----- Supplied material -----

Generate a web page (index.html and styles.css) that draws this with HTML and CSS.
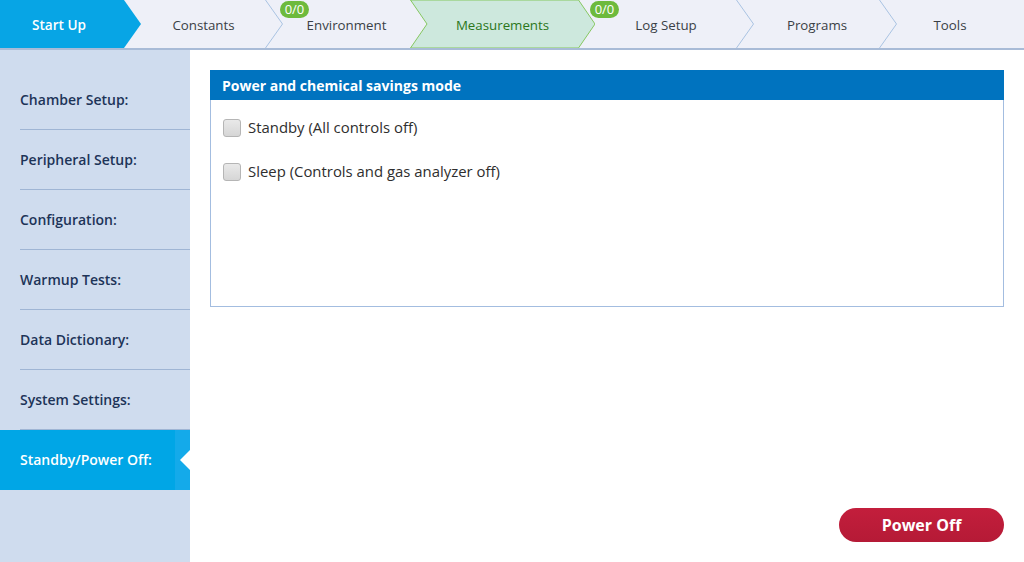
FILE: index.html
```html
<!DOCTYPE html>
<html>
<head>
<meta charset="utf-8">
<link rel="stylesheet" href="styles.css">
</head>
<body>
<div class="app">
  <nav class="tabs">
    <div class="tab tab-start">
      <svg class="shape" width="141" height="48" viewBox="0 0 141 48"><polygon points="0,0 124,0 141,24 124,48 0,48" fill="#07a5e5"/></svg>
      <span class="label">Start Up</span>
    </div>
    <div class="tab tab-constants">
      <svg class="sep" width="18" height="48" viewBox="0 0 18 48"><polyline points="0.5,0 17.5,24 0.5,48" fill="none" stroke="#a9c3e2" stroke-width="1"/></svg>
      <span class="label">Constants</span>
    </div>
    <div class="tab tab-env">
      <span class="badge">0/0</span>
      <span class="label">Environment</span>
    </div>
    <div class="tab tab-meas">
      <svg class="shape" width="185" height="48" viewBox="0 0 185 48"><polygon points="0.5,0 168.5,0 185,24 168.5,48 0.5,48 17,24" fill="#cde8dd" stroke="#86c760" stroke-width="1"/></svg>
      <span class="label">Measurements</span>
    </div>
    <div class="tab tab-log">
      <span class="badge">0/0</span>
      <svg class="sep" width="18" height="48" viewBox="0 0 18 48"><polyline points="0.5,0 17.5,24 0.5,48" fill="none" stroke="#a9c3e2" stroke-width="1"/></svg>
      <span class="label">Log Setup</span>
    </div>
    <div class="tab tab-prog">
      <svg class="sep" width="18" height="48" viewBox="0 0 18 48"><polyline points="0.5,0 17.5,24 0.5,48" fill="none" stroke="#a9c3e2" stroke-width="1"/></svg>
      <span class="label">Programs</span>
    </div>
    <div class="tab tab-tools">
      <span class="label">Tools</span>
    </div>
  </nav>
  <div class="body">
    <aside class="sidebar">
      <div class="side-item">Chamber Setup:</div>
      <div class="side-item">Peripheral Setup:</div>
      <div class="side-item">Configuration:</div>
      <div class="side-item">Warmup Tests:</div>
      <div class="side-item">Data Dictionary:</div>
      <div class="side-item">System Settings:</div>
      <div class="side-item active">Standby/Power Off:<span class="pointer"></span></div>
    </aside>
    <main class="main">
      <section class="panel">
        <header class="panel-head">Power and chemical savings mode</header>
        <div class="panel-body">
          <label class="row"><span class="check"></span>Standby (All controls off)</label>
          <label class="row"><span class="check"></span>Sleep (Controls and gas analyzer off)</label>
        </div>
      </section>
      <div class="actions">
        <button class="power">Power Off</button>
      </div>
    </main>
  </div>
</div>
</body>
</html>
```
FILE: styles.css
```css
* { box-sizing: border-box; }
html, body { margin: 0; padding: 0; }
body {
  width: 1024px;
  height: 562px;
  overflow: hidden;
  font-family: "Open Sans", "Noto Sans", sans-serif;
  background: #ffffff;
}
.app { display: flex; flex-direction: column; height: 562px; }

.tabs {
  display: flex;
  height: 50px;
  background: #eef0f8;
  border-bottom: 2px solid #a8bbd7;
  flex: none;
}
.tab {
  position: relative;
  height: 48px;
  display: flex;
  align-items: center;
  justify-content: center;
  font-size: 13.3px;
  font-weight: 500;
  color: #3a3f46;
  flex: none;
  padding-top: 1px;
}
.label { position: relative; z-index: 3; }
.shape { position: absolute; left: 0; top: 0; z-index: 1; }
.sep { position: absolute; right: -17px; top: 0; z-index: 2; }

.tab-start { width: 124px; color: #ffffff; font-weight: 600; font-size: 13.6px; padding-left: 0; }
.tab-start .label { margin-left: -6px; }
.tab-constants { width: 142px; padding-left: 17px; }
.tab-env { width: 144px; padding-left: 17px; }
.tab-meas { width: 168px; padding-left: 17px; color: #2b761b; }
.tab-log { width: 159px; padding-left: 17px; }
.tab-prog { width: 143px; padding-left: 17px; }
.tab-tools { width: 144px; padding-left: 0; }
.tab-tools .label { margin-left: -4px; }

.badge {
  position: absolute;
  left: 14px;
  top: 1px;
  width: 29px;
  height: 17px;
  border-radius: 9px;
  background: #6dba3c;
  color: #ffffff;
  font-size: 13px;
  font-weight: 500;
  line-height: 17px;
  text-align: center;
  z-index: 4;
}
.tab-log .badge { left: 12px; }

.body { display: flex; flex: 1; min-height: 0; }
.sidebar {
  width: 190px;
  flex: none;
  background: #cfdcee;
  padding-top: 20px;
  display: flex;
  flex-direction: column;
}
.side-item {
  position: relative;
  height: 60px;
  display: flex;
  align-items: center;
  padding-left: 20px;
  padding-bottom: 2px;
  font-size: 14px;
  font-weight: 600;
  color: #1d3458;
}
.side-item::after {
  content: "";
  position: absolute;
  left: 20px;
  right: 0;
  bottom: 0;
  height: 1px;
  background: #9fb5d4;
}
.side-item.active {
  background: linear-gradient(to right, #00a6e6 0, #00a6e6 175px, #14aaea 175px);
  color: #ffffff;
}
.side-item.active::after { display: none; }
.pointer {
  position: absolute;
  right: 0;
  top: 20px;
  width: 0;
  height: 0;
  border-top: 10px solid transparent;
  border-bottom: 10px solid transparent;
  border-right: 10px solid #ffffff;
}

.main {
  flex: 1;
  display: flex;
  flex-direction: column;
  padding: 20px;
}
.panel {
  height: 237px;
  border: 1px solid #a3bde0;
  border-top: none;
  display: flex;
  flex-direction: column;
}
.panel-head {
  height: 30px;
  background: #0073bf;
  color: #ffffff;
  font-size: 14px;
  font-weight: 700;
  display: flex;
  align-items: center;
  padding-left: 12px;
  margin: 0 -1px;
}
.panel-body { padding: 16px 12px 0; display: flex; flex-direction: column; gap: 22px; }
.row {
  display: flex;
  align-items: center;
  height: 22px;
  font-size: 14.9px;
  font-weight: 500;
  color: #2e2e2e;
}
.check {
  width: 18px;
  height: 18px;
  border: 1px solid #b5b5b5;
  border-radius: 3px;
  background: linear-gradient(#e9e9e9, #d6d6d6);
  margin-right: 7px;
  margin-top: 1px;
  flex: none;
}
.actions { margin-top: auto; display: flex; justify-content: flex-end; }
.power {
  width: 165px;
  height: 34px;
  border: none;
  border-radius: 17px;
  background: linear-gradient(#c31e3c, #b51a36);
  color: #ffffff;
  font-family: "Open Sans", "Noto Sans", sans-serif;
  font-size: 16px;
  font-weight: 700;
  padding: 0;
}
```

-----
----- Supplied material -----

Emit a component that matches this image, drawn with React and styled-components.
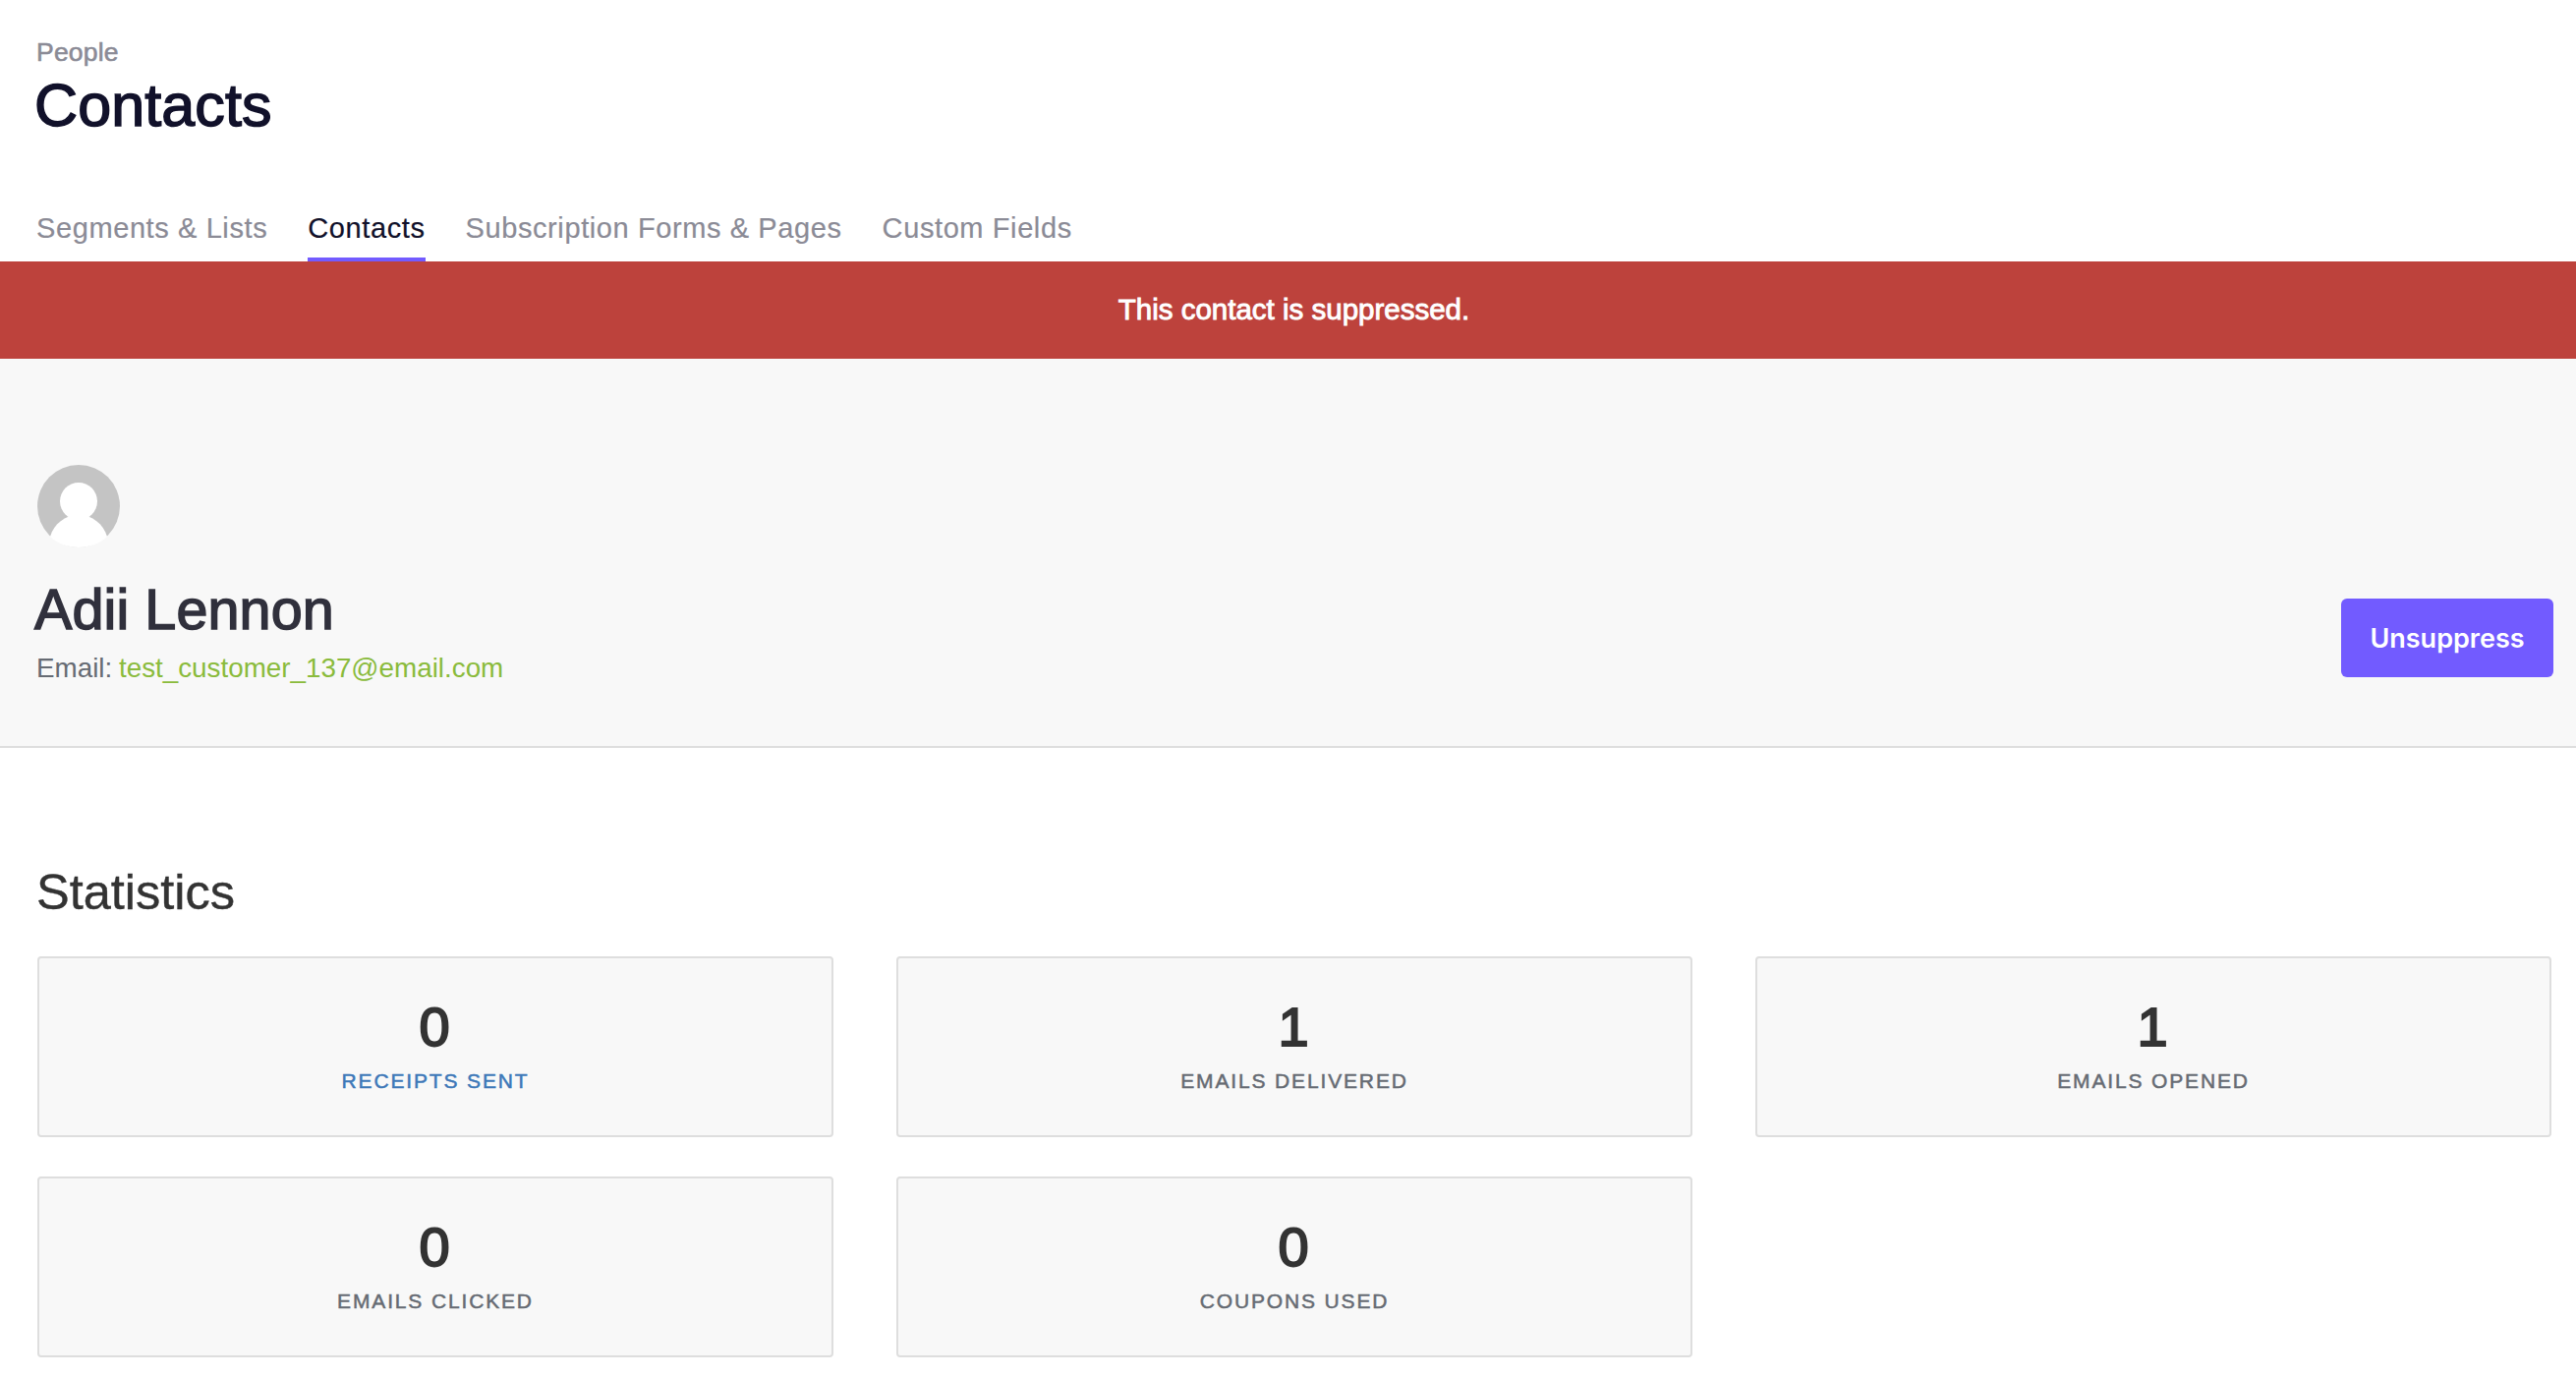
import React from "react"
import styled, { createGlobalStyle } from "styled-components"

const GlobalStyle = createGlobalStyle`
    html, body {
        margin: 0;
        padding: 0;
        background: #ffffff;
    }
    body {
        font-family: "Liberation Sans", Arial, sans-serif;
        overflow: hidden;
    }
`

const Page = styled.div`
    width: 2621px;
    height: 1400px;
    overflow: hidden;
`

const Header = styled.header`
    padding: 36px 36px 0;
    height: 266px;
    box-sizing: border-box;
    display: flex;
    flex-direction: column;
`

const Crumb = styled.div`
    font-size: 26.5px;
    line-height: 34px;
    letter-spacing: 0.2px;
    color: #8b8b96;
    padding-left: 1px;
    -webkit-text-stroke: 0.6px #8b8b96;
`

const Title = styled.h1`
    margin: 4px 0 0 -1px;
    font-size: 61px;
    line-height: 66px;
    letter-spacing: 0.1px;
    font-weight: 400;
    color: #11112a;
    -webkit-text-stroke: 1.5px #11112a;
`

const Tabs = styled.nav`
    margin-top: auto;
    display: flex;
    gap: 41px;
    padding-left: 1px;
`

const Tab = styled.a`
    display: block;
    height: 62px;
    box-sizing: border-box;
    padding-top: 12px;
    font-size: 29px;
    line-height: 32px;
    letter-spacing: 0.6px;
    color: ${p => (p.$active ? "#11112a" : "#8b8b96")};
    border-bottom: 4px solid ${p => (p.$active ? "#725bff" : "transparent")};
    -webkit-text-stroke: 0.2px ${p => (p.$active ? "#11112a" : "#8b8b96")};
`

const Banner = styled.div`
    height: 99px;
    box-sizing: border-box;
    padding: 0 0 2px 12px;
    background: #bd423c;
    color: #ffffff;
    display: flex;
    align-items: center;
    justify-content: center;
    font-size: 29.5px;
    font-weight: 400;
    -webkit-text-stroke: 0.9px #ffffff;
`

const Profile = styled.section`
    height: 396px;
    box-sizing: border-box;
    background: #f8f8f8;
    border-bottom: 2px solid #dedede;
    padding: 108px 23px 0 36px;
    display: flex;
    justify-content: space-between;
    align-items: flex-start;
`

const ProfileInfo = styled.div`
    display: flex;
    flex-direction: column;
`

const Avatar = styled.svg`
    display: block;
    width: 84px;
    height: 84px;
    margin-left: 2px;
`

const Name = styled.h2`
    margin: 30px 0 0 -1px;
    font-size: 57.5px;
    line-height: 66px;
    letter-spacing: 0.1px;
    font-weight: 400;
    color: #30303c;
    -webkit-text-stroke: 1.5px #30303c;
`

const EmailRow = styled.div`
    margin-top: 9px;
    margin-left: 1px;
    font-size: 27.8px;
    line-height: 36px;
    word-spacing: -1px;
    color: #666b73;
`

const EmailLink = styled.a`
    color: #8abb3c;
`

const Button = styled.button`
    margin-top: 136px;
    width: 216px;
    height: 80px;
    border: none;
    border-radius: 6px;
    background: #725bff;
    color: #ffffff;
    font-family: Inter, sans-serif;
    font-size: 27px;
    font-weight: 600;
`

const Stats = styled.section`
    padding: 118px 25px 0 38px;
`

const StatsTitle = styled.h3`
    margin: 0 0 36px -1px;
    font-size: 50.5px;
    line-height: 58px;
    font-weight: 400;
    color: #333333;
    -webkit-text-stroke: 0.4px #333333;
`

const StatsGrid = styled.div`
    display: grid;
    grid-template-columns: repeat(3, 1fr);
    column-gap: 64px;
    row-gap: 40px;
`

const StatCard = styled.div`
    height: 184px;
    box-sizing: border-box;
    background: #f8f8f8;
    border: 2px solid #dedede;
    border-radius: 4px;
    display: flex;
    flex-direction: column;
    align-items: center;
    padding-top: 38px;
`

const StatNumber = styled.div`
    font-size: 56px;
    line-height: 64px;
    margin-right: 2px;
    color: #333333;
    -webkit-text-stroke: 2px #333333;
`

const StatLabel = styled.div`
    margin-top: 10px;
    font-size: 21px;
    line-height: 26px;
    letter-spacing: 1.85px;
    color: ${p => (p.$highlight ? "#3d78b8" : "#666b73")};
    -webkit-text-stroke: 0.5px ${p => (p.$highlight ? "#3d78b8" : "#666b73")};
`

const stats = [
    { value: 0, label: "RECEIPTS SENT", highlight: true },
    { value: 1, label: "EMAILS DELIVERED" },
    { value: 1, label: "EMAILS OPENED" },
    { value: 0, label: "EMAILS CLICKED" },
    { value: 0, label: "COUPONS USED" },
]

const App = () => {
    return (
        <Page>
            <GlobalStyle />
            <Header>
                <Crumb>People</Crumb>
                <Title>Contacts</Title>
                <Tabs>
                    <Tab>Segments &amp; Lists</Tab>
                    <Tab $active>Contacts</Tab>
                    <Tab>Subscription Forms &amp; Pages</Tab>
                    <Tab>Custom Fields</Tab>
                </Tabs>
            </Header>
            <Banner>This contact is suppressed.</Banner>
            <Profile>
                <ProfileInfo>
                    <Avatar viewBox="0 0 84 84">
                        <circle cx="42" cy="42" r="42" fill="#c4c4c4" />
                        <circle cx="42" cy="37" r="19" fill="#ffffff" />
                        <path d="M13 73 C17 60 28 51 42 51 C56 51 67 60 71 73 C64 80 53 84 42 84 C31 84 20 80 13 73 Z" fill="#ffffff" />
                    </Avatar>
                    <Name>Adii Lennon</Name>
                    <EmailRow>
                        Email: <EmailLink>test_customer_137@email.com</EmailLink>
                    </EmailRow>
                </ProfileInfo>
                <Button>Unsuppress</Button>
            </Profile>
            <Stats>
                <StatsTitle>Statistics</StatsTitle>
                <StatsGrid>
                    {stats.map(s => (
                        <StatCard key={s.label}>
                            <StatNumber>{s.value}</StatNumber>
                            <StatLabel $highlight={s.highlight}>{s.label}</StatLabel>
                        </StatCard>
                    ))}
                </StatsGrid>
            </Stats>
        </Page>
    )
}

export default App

-----

Task goal> Where a line above includes "styles", copy that line.

Response for this exercise>
Generate a web page (index.html and styles.css) that draws this with HTML and CSS.
<link rel="stylesheet" href="styles.css">
FILE: styles.css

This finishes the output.